Archive for October, 2008

Certain Leading Concepts Explained - Part III

Monday, October 6th, 2008

(This post is the third and final post,  in a series of posts which tries to explain Dr. Maria Montessori’s interpretations of certain leading concepts. The previous post dealt with her interpretation  of the concept of Adaptation and  Development. The present post provides her interpretations of the concepts of “Heredity” and “the Unconscious”. )

Heredity

By heredity we mean the transmission from parents to their offspring of physical and psychic characteristics. Some children resemble their father, others their mother, but usually the child’s resemblance to one or both of the parents is striking. This applies not only to the colour of the hair of the formation of the bones, but also in many cases to the behaviour.

At the same time, heredity works differently with man and other animals. While a European dog would find himself perfectly at home with other dogs in America, this is not true of human beings, and there is no probablity that the son of a doctor or an engineer.

And if an Italian is brought up by Indians in India, he will not be able to speak Italian. A Florentine dog, on the other hand, will speak the same language as a dog in Manhatten.

The Unconscious

The term unconscious has been used with shades of meaning. In Dr. Montessori’s thoughts it has nothing to do with personal psychology, when we speak of the unconscious we mean that universal intelleigence which directs the whole of creation, the universe and all that is in it from stars to atoms, from the single cells of plants and animals to the complete structure made by the cells. The unconscious directs both the formation and the behaviour of everything that is and through the interplay of all the individual components, animate and inanimate alike, maintains harmony in the universe and makes possible the future.

Since neither plants, animals nor human beings feel his directing intelligence at work, with their unconscious instincts, guiding their behaviour.

There were also ducks living with the chickens. The mother hen used to make enthusiastic noises when food was brought, pretending that she was going to eat it all; the mother duck made similar noises for her brood. One day when it rained, the mother duck made noises of delight, similar to the food noises. So both chickens and ducklings went out. But the chickens did not relish the rain, nor could the hen induce the ducklings to enjoy a dust bath. The unconscious guides the ducklings to water and the chickens to their dust-bath and the subconscious could not interfere with this pattern. They did not, and could not, change their natural behaviour; but they were able to add to it something which would adapt them to their particular conditions. The chickens might have boasted of their versatility: “Look, I can adapt myself to living either in domesticity or in the jungle.”

With other types of animals, however, it turns our differently. Though I have partly tamed lizards, I failed completely with frogs. Nor would any amount of patience and ingenuity influence shellfish or coral insects. The behaviour is guided solely by the unconscious. And when conditions become too adverse they die; a fish could not be taught to live on dry land.

Certain Leading Concepts Explained - Part II

Wednesday, October 1st, 2008

(This post is the second in a series of posts which tries to explain Dr. Maria Montessori’s interpretations of certain leading concepts. The previous post dealt with her interpretation  of the concept of education. The present post provides her interpretations of the concepts of “Adaptation” and “Development”. )

Adaptation

The child adopts himself to society and the world by building a psychosomatic structure which will enable him to enjoy a maximum of happiness in the conditions to which he has become adapted.

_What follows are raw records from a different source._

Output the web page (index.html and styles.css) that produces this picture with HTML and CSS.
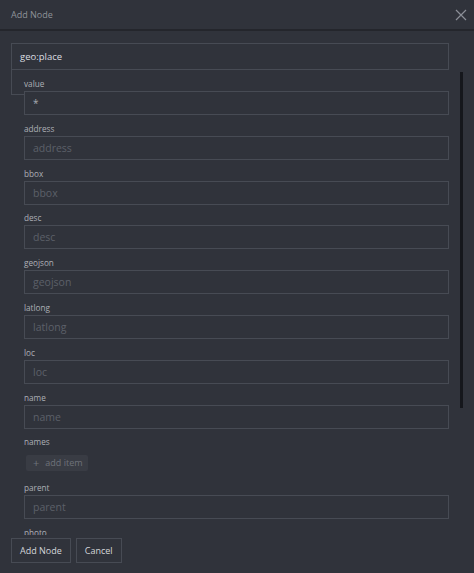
FILE: index.html
```html
<!DOCTYPE html>
<html>
<head>
<meta charset="utf-8">
<link rel="stylesheet" href="styles.css">
</head>
<body>
<div class="dialog">
  <div class="header">
    <span class="title">Add Node</span>
    <svg class="close" width="12" height="12" viewBox="0 0 12 12"><path d="M1 1L11 11M11 1L1 11" stroke="#8b8f97" stroke-width="1.2" fill="none"/></svg>
  </div>
  <div class="type-input">geo:place</div>
  <div class="body">
    <div class="corner"></div>
    <div class="fields">
      <div class="field"><div class="label">value</div><div class="input value">*</div></div>
      <div class="field"><div class="label">address</div><div class="input">address</div></div>
      <div class="field"><div class="label">bbox</div><div class="input">bbox</div></div>
      <div class="field"><div class="label">desc</div><div class="input">desc</div></div>
      <div class="field"><div class="label">geojson</div><div class="input">geojson</div></div>
      <div class="field"><div class="label">latlong</div><div class="input">latlong</div></div>
      <div class="field"><div class="label">loc</div><div class="input">loc</div></div>
      <div class="field"><div class="label">name</div><div class="input">name</div></div>
      <div class="field names"><div class="label">names</div><div class="add-item"><span class="plus">+</span><span>add item</span></div></div>
      <div class="field"><div class="label">parent</div><div class="input">parent</div></div>
      <div class="field"><div class="label">photo</div><div class="input">photo</div></div>
    </div>
    <div class="scrollbar"></div>
  </div>
  <div class="footer">
    <button class="btn">Add Node</button>
    <button class="btn">Cancel</button>
  </div>
</div>
</body>
</html>
```
FILE: styles.css
```css
html, body {
  margin: 0;
  padding: 0;
  background: #30333b;
}
body {
  font-family: "Open Sans", "Noto Sans", sans-serif;
  width: 474px;
  height: 573px;
  overflow: hidden;
}
.dialog {
  width: 474px;
  height: 573px;
  background: #30333b;
  display: flex;
  flex-direction: column;
}
.header {
  height: 29px;
  border-bottom: 2px solid #24262c;
  display: flex;
  align-items: center;
  justify-content: space-between;
  padding: 0 7px 0 11px;
  flex-shrink: 0;
}
.title {
  font-size: 9px;
  color: #8e9299;
  line-height: 12px;
  margin-top: 1px;
}
.close {
  display: block;
  margin-top: 1px;
}
.type-input {
  margin: 12px 25px 0 11px;
  height: 27px;
  box-sizing: border-box;
  border: 1px solid #474b54;
  padding-left: 8px;
  font-size: 9.5px;
  line-height: 25px;
  color: #dcdee1;
  flex-shrink: 0;
}
.body {
  display: flex;
  padding-left: 11px;
  height: 465px;
  flex-shrink: 0;
  overflow: hidden;
}
.corner {
  width: 13px;
  height: 25px;
  box-sizing: border-box;
  border-left: 1px solid #474b54;
  border-bottom: 1px solid #474b54;
  flex-shrink: 0;
}
.fields {
  width: 425px;
  padding-top: 8px;
  flex-shrink: 0;
}
.field {
  margin-bottom: 7.8px;
}
.label {
  font-size: 8.2px;
  line-height: 12px;
  color: #adb0b6;
  margin-bottom: 1px;
}
.input {
  height: 24px;
  box-sizing: border-box;
  border: 1px solid #474b54;
  padding-left: 8px;
  font-size: 10.5px;
  line-height: 22px;
  color: #5c6069;
}
.input.value {
  color: #a8abb1;
  font-size: 10px;
}
.names .label {
  margin-bottom: 6.6px;
}
.names {
  margin-bottom: 11px;
}
.add-item {
  display: flex;
  align-items: center;
  height: 16px;
  width: 62px;
  margin-left: 2px;
  box-sizing: border-box;
  background: #393c44;
  border-radius: 2px;
  padding-left: 7px;
  font-size: 9px;
  line-height: 16px;
  color: #6e727a;
}
.plus {
  font-size: 11px;
  margin-right: 6px;
  line-height: 16px;
}
.scrollbar {
  margin-left: 11px;
  margin-top: 2px;
  width: 3px;
  height: 336px;
  background: #15171c;
  flex-shrink: 0;
}
.footer {
  display: flex;
  gap: 5px;
  padding: 3px 11px 0 11px;
}
.btn {
  height: 25px;
  box-sizing: border-box;
  background: transparent;
  border: 1px solid #474b54;
  border-radius: 0;
  color: #d4d6da;
  font-family: "Open Sans", "Noto Sans", sans-serif;
  font-size: 9px;
  padding: 0 8px;
}
```
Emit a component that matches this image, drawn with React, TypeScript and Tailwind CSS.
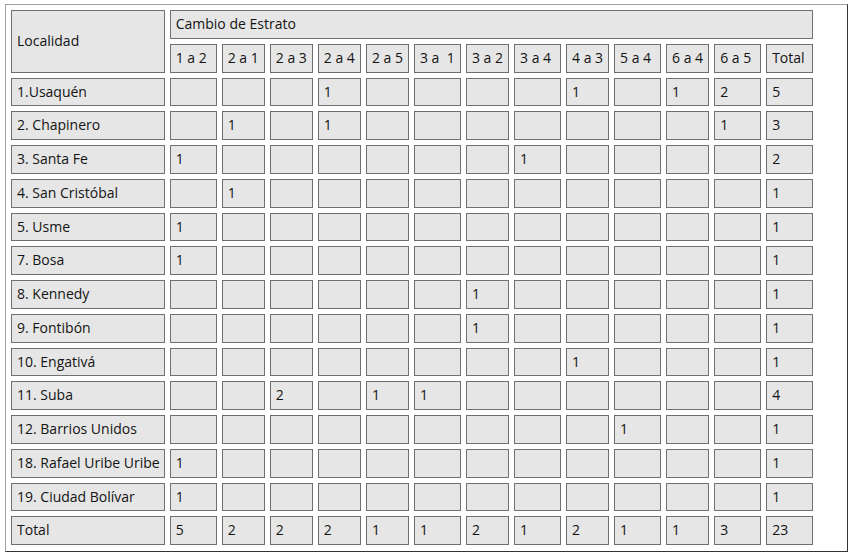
import React from "react";

const heads: { label: string; w: string }[] = [
  { label: "1 a 2", w: "w-[47px]" },
  { label: "2 a 1", w: "w-[43px]" },
  { label: "2 a 3", w: "w-[43px]" },
  { label: "2 a 4", w: "w-[43px]" },
  { label: "2 a 5", w: "w-[43px]" },
  { label: "3 a\u00a0\u00a01", w: "w-[47px]" },
  { label: "3 a 2", w: "w-[43px]" },
  { label: "3 a 4", w: "w-[47px]" },
  { label: "4 a 3", w: "w-[43px]" },
  { label: "5 a 4", w: "w-[47px]" },
  { label: "6 a 4", w: "w-[43px]" },
  { label: "6 a 5", w: "w-[47px]" },
  { label: "Total", w: "w-[47px]" },
];

const rows: [string, (string | number)[]][] = [
  ["1.Usaquén", ["", "", "", 1, "", "", "", "", 1, "", 1, 2, 5]],
  ["2. Chapinero", ["", 1, "", 1, "", "", "", "", "", "", "", 1, 3]],
  ["3. Santa Fe", [1, "", "", "", "", "", "", 1, "", "", "", "", 2]],
  ["4. San Cristóbal", ["", 1, "", "", "", "", "", "", "", "", "", "", 1]],
  ["5. Usme", [1, "", "", "", "", "", "", "", "", "", "", "", 1]],
  ["7. Bosa", [1, "", "", "", "", "", "", "", "", "", "", "", 1]],
  ["8. Kennedy", ["", "", "", "", "", "", 1, "", "", "", "", "", 1]],
  ["9. Fontibón", ["", "", "", "", "", "", 1, "", "", "", "", "", 1]],
  ["10. Engativá", ["", "", "", "", "", "", "", "", 1, "", "", "", 1]],
  ["11. Suba", ["", "", 2, "", 1, 1, "", "", "", "", "", "", 4]],
  ["12. Barrios Unidos", ["", "", "", "", "", "", "", "", "", 1, "", "", 1]],
  ["18. Rafael Uribe Uribe", [1, "", "", "", "", "", "", "", "", "", "", "", 1]],
  ["19. Ciudad Bolívar", [1, "", "", "", "", "", "", "", "", "", "", "", 1]],
  ["Total", [5, 2, 2, 2, 1, 1, 2, 1, 2, 1, 1, 3, 23]],
];

const cell =
  "border border-[#707070] bg-[#e6e6e6] px-[5px] py-[4px] leading-[18.75px] text-left font-normal align-middle whitespace-nowrap";

const first =
  "border border-[#707070] bg-[#e6e6e6] pl-[5px] pr-[4px] py-[4px] leading-[18.75px] text-left font-normal align-middle whitespace-nowrap";

export default function App() {
  return (
    <div className="min-h-[557px] w-[854px] bg-white pl-[5px] pt-[4px] text-[14px] text-[#141414] [font-family:'Open_Sans',sans-serif]">
      <div className="inline-block border border-t-[#a0a0a0] border-l-[#a0a0a0] border-r-[#333333] border-b-[#333333] pr-[29px] pb-[1px]">
        <table className="border-separate border-spacing-[5px]">
          <thead>
            <tr>
              <th rowSpan={2} className={`${first} w-[153px]`}>
                Localidad
              </th>
              <th colSpan={13} className={cell}>
                Cambio de Estrato
              </th>
            </tr>
            <tr>
              {heads.map((h) => (
                <th key={h.label} className={`${cell} ${h.w}`}>
                  {h.label}
                </th>
              ))}
            </tr>
          </thead>
          <tbody>
            {rows.map(([name, vals]) => (
              <tr key={name}>
                <td className={first}>{name}</td>
                {vals.map((v, i) => (
                  <td key={i} className={cell}>
                    {v}
                  </td>
                ))}
              </tr>
            ))}
          </tbody>
        </table>
      </div>
    </div>
  );
}
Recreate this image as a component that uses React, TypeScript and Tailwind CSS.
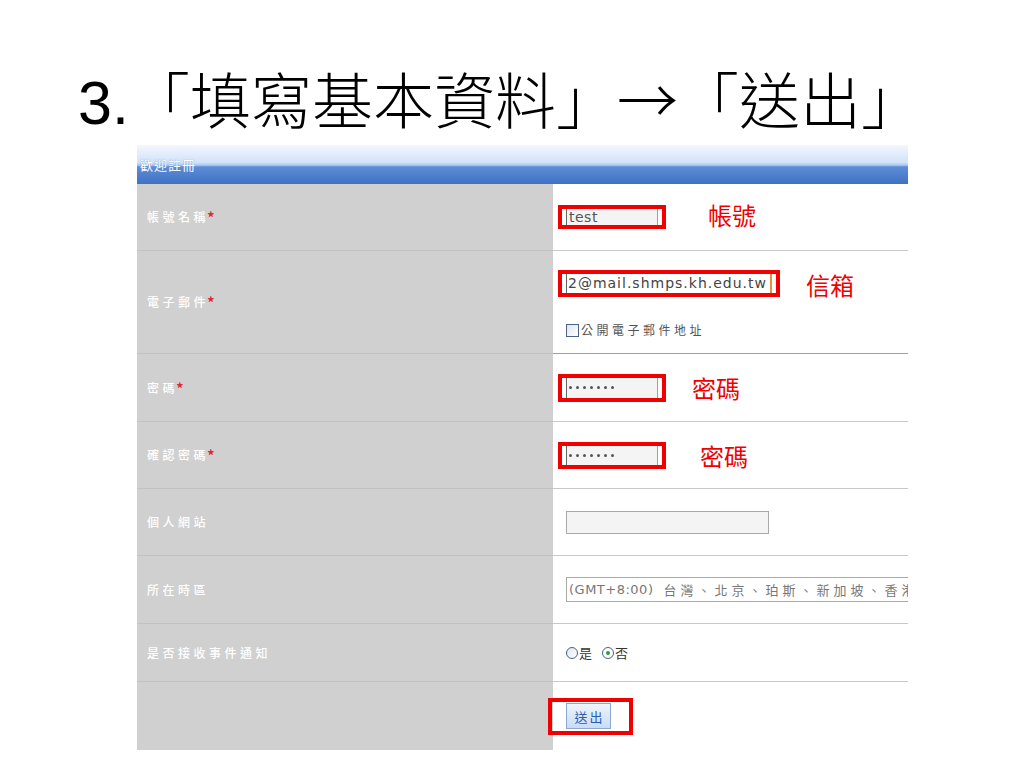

Adaptation normally implies a negative element. Western missionaries in India, for example, may announce that they have adapted themselves to Eastern conditions, but have found the process painful. This is equivalent to saying that, in spite of tremendous efforts to appreciate the food, climate, customs and people they encounter, their adaptation has remained partial or negative. Positive adaptation is to find your happiness; spiritually and physically; in the conditions which have become yours.

Development

Development means the process of becoming; the process one goes through after birth in order to reach maturity. It is too psychosomatic, for both body and spirit are involved. This development is directed by an energy which has been called the horme: that is the iresistable drive which is inherent in all organisms (non-living organisms are also impelled by it), which urges them to assume their specific bodies and the appropriate behaviour. For instance, a fertile hen’s egg contains the germinative cell which divides and multiplies, building the structure which eventually becomes a chicken. The various cells have received their own commands as to what they should build - beak, eye, feathers, internal organs - and an inner compulsion obliges them to complete their task. Once this process has begun, nothing except destruction can interfere with it. You can maim a child but - except by killing him, you cannot prevent him from growing.

Why does the egg become a chicken, or the acorn an oak, each reproducing detail by detail the pattern of its species? In the germinative cell there appears to be present some kind of unconscious memory, to which psychologists have given the name mneme. This must be present also in inanimate matter. Solutions of certain chemicals, for instance, will always produce the same type of crystals; the molecules invariably rearrange themselves in their characteristic shape.